Поднявшись на ноги, Марынка снова стала проситься к деду на мельницу. Она боялась Черного става, кочубеевского сада, боялась вечерней тишины, тумана, поднимавшегося ночами над стоячей водой; едва наступал вечер — ей уже чудились у хаты тяжелые шаги Бурбы, его отвратительный смех. Она забивалась в угол своей постели, зарывалась головой в подушку и, вся дрожа от ужаса, плакала, ломая пальцы. Пришлось Суховею снова запрячь свою сивую кобылу и везти Марынку на млын деда Порскала…
Перед самым марынкиным отъездом пришел Наливайко. Он давно уже не был у Черного става, только через людей узнавал о марынкиной болезни. За это время он съездил с Пацей Бубенко в Конотоп, где справил купчую крепость на купленную им хату, и устроил на главной улице кожевенную лавку. Старая Одарка теперь благоволила к нему: у него была своя хата и торговля — он стал настоящим женихом, за которого не стыдно было отдать даже дочку псаломщика…
Наливайко снял шапку — новую, из коричневых смушек, купленную в Конотопе — и низко поклонился Марынке. Он держал теперь себя степенно, как подобает хозяину и купцу.
— Здорово, Марынка! — сказал он важно, чуть усмехаясь. — Узнала?..
Девушка вспыхнула; тонкое, исхудавшее лицо ее нежно порозовело. Она опустила голову и тихо сказала:
— Узнала…
Но тут уже вся важность Наливайко пропала. Он помолчал, переступил с ноги на ногу. Сдвинув шапку на затылок, он вытер рукавом со лба пот и сказал, глядя в сторону:
— Марынко…
Марынка, не поднимая головы, отозвалась чуть слышно:
— Что?..
— Может, у тебя, Марынка, и думки
Девушка покачала головой.
— Я — порченая… — тихо пролепетала она…
— Брось, Марынка. Я про то и забыл…
— Может, и забыл, да потом вспомнишь…
— Не вспомню. Разве ж я сам не знаю…
Марынка все качала головой.
— Я скоро помру… — сказала она, подняв на него вдруг залившиеся слезами глаза: — Возьми лучше Ганку Мару-севич…
Кто-то уже рассказал ей, что Ганка была у него в лавке, покупала товар на черевички. Наливайко насупился и тихо сказал:
— Люди брешут Бог зна что. Не слушай их, Марынка…
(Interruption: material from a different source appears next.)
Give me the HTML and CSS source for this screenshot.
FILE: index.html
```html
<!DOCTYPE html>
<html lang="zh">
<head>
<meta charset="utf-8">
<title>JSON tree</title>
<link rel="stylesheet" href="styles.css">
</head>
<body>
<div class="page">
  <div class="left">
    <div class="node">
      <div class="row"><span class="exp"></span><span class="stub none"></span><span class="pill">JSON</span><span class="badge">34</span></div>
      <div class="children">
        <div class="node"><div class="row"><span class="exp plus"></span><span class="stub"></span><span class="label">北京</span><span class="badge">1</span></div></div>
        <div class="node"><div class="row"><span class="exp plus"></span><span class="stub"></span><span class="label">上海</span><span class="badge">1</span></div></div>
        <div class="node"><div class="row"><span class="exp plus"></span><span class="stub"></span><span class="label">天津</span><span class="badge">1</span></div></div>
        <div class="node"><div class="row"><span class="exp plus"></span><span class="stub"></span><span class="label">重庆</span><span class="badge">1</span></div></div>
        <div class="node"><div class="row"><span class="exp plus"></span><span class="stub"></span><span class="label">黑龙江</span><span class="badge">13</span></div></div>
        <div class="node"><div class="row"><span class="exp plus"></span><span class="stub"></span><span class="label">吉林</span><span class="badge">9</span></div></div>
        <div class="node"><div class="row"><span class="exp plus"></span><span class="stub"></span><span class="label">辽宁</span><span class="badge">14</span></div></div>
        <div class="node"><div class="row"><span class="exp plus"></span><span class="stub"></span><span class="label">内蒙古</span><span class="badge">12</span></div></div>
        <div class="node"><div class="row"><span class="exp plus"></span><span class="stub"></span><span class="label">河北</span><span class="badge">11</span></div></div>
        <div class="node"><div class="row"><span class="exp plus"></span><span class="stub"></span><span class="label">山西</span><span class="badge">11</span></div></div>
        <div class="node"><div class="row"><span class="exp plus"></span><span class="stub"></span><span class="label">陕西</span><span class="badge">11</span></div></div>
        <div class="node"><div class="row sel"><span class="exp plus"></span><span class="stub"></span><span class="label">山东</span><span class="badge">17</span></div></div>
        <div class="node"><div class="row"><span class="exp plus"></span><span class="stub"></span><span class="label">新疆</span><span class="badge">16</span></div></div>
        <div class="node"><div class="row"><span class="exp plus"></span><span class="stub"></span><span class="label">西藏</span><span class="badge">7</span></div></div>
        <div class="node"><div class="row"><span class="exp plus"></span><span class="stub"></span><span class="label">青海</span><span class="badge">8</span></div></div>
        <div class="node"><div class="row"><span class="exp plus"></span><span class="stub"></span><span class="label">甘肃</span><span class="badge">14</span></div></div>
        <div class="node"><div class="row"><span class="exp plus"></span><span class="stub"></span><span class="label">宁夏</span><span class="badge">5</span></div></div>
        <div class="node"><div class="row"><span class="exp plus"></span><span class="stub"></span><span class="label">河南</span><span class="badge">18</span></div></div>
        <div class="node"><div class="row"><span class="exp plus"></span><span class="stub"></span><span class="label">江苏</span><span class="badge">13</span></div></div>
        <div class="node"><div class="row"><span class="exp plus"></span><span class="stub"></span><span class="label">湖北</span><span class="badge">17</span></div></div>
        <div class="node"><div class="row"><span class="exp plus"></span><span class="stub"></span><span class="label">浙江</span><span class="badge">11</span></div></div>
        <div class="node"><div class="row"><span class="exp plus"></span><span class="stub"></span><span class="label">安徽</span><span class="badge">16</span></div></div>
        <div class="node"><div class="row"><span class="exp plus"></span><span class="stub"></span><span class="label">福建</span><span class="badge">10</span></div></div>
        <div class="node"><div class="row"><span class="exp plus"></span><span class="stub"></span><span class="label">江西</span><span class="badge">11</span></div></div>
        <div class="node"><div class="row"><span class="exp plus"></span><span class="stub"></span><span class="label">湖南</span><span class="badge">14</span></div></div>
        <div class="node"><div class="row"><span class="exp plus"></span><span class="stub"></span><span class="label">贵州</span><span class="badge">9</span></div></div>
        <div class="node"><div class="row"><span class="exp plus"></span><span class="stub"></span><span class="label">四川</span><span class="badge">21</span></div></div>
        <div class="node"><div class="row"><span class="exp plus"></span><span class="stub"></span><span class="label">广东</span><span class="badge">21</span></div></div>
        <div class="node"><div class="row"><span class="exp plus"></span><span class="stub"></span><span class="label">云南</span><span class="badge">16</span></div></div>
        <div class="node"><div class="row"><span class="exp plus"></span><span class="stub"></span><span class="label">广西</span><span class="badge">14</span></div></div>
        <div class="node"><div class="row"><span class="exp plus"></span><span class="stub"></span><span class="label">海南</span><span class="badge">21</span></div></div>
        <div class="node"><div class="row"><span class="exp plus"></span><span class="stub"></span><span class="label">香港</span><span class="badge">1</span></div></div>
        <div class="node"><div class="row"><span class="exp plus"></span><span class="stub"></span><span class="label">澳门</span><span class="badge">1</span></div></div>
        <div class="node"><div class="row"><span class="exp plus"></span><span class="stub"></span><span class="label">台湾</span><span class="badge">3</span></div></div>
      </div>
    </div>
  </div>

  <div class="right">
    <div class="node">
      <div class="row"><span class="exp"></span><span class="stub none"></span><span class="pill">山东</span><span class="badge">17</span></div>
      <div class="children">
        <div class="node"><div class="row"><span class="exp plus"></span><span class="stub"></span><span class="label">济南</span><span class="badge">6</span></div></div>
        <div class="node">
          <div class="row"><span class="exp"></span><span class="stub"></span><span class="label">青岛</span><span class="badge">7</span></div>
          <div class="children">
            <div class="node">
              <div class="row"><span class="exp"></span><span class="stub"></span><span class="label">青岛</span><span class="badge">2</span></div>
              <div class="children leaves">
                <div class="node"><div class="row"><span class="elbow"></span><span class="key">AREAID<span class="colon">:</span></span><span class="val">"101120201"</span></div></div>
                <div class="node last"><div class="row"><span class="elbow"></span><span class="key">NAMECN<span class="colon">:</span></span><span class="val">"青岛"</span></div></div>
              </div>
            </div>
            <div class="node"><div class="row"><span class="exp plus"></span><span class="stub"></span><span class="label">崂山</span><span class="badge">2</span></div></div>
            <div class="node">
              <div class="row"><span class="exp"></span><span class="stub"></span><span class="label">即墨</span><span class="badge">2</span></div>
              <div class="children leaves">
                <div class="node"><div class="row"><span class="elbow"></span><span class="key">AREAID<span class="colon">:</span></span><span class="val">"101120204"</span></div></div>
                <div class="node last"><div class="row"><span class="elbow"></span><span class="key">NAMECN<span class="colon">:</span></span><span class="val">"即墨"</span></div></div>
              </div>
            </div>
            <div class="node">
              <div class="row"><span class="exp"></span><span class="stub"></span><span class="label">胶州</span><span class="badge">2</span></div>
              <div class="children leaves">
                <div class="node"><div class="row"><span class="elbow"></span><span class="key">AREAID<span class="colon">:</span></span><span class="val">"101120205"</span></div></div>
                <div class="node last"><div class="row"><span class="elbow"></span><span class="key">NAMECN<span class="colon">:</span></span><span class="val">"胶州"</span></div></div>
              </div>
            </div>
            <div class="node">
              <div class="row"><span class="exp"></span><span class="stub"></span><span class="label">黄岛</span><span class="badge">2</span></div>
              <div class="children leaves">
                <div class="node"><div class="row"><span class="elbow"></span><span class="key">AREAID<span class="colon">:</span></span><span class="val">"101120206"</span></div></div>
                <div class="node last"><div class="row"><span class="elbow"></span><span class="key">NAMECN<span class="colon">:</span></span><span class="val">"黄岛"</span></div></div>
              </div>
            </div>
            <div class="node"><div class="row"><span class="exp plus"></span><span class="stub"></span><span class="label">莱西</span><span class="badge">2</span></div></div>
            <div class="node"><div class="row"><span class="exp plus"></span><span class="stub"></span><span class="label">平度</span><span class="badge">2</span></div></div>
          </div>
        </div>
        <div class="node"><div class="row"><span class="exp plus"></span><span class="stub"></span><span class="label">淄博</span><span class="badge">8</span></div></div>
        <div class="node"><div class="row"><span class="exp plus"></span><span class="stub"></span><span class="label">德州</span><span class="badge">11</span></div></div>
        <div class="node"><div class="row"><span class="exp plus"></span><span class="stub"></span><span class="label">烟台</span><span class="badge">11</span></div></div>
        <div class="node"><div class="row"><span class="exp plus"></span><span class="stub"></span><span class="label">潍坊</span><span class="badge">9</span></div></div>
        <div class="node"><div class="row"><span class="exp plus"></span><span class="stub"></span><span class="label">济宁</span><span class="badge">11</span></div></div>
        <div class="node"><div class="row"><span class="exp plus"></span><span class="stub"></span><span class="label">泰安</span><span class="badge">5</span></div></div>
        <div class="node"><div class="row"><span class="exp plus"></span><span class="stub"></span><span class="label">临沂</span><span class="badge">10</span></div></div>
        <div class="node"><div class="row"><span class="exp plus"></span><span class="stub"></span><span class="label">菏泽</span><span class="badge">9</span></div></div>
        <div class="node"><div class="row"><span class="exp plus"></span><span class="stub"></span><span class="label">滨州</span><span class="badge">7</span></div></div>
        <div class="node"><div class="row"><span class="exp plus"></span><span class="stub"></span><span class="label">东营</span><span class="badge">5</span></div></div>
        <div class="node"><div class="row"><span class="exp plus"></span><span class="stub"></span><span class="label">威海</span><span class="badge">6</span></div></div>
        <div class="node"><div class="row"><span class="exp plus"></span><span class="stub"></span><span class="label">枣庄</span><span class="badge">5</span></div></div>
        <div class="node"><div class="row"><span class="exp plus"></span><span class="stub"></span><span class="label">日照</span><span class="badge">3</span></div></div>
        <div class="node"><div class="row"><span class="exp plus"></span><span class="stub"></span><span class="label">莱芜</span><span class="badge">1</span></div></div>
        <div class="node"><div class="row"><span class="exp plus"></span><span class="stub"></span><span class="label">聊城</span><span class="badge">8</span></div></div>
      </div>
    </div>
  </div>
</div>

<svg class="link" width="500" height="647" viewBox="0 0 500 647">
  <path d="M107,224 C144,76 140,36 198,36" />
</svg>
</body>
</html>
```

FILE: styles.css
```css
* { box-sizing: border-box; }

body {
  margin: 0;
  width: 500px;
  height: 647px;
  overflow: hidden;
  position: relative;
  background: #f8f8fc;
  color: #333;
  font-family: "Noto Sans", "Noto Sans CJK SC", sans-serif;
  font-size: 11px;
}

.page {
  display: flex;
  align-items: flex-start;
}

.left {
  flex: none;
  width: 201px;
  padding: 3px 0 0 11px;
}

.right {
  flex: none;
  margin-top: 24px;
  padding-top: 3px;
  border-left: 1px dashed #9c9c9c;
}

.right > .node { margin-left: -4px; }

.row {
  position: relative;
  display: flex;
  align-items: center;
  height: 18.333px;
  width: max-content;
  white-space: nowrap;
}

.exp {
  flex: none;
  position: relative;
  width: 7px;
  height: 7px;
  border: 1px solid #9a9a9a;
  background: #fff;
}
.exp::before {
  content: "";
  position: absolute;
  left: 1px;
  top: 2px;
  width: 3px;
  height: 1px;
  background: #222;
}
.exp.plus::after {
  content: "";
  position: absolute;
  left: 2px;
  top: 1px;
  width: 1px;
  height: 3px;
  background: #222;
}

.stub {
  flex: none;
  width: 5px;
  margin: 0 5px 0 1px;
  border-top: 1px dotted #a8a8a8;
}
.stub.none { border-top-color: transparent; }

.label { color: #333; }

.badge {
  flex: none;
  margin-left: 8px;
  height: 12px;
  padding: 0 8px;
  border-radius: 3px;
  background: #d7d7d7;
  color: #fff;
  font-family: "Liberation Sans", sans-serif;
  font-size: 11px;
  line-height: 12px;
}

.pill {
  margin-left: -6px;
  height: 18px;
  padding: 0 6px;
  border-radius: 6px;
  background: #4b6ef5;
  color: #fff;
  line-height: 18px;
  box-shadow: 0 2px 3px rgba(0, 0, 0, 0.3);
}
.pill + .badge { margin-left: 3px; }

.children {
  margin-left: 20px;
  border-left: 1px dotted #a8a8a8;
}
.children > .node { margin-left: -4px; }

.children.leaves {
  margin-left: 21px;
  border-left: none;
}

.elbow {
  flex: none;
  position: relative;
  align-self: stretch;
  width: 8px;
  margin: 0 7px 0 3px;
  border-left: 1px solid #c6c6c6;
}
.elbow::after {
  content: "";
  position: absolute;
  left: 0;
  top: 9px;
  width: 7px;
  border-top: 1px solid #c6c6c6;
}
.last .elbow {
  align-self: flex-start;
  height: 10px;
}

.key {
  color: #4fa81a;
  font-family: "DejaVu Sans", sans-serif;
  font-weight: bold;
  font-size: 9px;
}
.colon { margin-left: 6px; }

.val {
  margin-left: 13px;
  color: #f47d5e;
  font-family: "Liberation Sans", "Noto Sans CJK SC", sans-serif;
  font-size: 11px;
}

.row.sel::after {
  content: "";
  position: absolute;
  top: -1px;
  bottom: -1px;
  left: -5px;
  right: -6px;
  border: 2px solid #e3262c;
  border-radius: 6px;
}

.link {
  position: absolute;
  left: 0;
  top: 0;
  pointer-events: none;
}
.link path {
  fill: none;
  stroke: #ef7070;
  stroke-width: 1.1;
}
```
Щеки Марынки побелели, глава блеснули злым огоньком…
— Может, и не брешут! — сказала она с внезапным раздражением. — Женихаешься с Ганкой — так и иди до ней!..
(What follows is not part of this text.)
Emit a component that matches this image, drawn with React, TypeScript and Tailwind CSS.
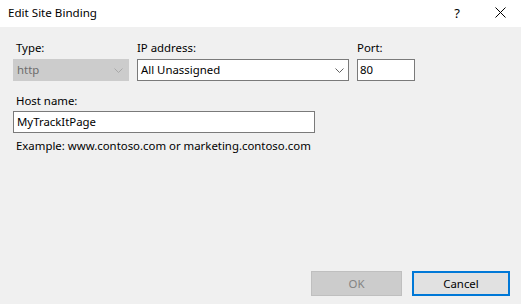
function Chevron({ className }: { className: string }) {
  return (
    <svg width="9" height="5" viewBox="0 0 9 5" className={className}>
      <polyline points="0.5,0.5 4.5,4.5 8.5,0.5" fill="none" stroke="currentColor" strokeWidth="1" />
    </svg>
  );
}

export default function App() {
  return (
    <main
      className="w-[521px] h-[304px] flex flex-col bg-[#f0f0f0] text-[11.4px] text-black overflow-hidden"
      style={{ fontFamily: '"Noto Sans", "Open Sans", sans-serif' }}
    >
      {/* title bar */}
      <div className="h-[27px] bg-white flex items-center">
        <span className="ml-[8px] leading-[16px] -mt-[2px] text-[11.6px]">Edit Site Binding</span>
        <span className="ml-auto mr-[35px] leading-[16px] -mt-[2px] text-[13px]">?</span>
        <svg width="11" height="11" viewBox="0 0 11 11" className="mr-[15px] -mt-[2px]">
          <path d="M0.5 0.5 L10.5 10.5 M10.5 0.5 L0.5 10.5" stroke="black" strokeWidth="1" />
        </svg>
      </div>

      {/* body */}
      <div className="flex-1 flex flex-col pt-[13px] pl-[13px]">
        <div className="flex gap-[8px]">
          <div className="flex flex-col w-[116px]">
            <label className="leading-[16px] pl-[3px] mb-[3px]">Type:</label>
            <div className="h-[22px] flex items-center bg-[#cccccc] border border-[#cccccc] pl-[3px] pr-[5px] text-[#6d6d6d]">
              <span className="flex-1">http</span>
              <Chevron className="text-[#a8a8a8]" />
            </div>
          </div>
          <div className="flex flex-col w-[212px]">
            <label className="leading-[16px] mb-[3px]">IP address:</label>
            <div className="h-[22px] flex items-center bg-white border border-[#7a7a7a] pl-[3px] pr-[4px]">
              <span className="flex-1">All Unassigned</span>
              <Chevron className="text-[#606060]" />
            </div>
          </div>
          <div className="flex flex-col w-[58px]">
            <label className="leading-[16px] mb-[3px]">Port:</label>
            <div className="h-[22px] flex items-center bg-white border border-[#7a7a7a] pl-[2px]">80</div>
          </div>
        </div>

        <label className="mt-[12px] leading-[16px] pl-[3px] mb-[2px]">Host name:</label>
        <div className="w-[302px] h-[22px] flex items-center bg-white border border-[#7a7a7a] pl-[3px]">
          MyTrackItPage
        </div>
        <p className="mt-[5px] leading-[16px] pl-[3px]">
          Example: www.contoso.com or marketing.contoso.com
        </p>

        <div className="mt-auto mb-[8px] flex justify-end gap-[10px] pr-[11px]">
          <button
            type="button"
            className="w-[91px] h-[25px] bg-[#cccccc] border border-[#bfbfbf] text-[#838383]"
          >
            OK
          </button>
          <button
            type="button"
            className="w-[98px] h-[25px] bg-[#e1e1e1] border-2 border-[#0078d7] text-black"
          >
            Cancel
          </button>
        </div>
      </div>
    </main>
  );
}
— Бог с тобой, Марынка! Что ты…
Но тут Одарка сердито закричала из сеней:
— Марынко! Чего копаешься? Батько уже на возе!..
Она заглянула в дверь, увидела Наливайко и уже сладким голосом пропела:
— А, Корнию! Я и не знала, что ты тут!.. От спасибо, что не забываешь нас с дочкой!..
Наливайко хмуро пробормотал:
— За сундуком пришел. Надо до хаты снести…
— Может, посидишь? Суховей и подождать может…
— Чего там ждать? — сердито отозвалась Марынка. — И то уж вечер…
Наливайко вытащил из угла свой сундучок и взвалил его себе на плечо.
— Ну, так и то… — сказал он смущенно. — Доброй дороги, Марынка…
Марынка ничего не ответила. Отвернувшись, она сердито увязывала свой узелок в дорогу…
Одарка вышла за Наливайко на крыльцо и там шепотком сказала:
— Больная, от то все и сердится… Приходи до нас, еще побалакаем…
Наливайко молча кивнул головой…
Он снял с плеча сундук, чтобы взять его поудобнее и, пока возился с ним — со двора выехала суховеева гарба. Марынка съежилась в углу повозки, вся закутанная в материнскую шаль, и даже не взглянула на него…
Мельница Тараса Порскалы теперь не работала: старое зерно уже было смолото, а нового еще не было. Везде стояла глубокая, тишина — и в самой мельнице, и на сукновалке и даже на плотине, где задерживаемая поднятой загородкой вода бежала через край и щели тихими, ленивыми струями. Огромные, мшистые колеса высохли и позеленели, застыв на своих неподвижных осях…
Дед Тарас за время марынкиной болезни сильно изменился; глубокая старость как-то сразу скрутила его, согнула его высокую фигуру вдвое, совсем позеленила его бороду. Он одряхлел, едва двигался, уже плохо слышал и видел. Выйдя к Марынке, он долго, пристально смотрел на нее, не узнавая ее.
— То я, дидусю! Марынка! — сказала девушка, с жалостью глядя на старика.
Он закивал головой, как будто узнал наконец ее, но сморщенное пергаментное лицо его оставалось неподвижным и бесстрастным, как у покойника. «Совсем как у святого угодника!» — подумала Марынка о его лице, походившем на лики святых на старых, потемневших от времени и лампадной копоти иконах.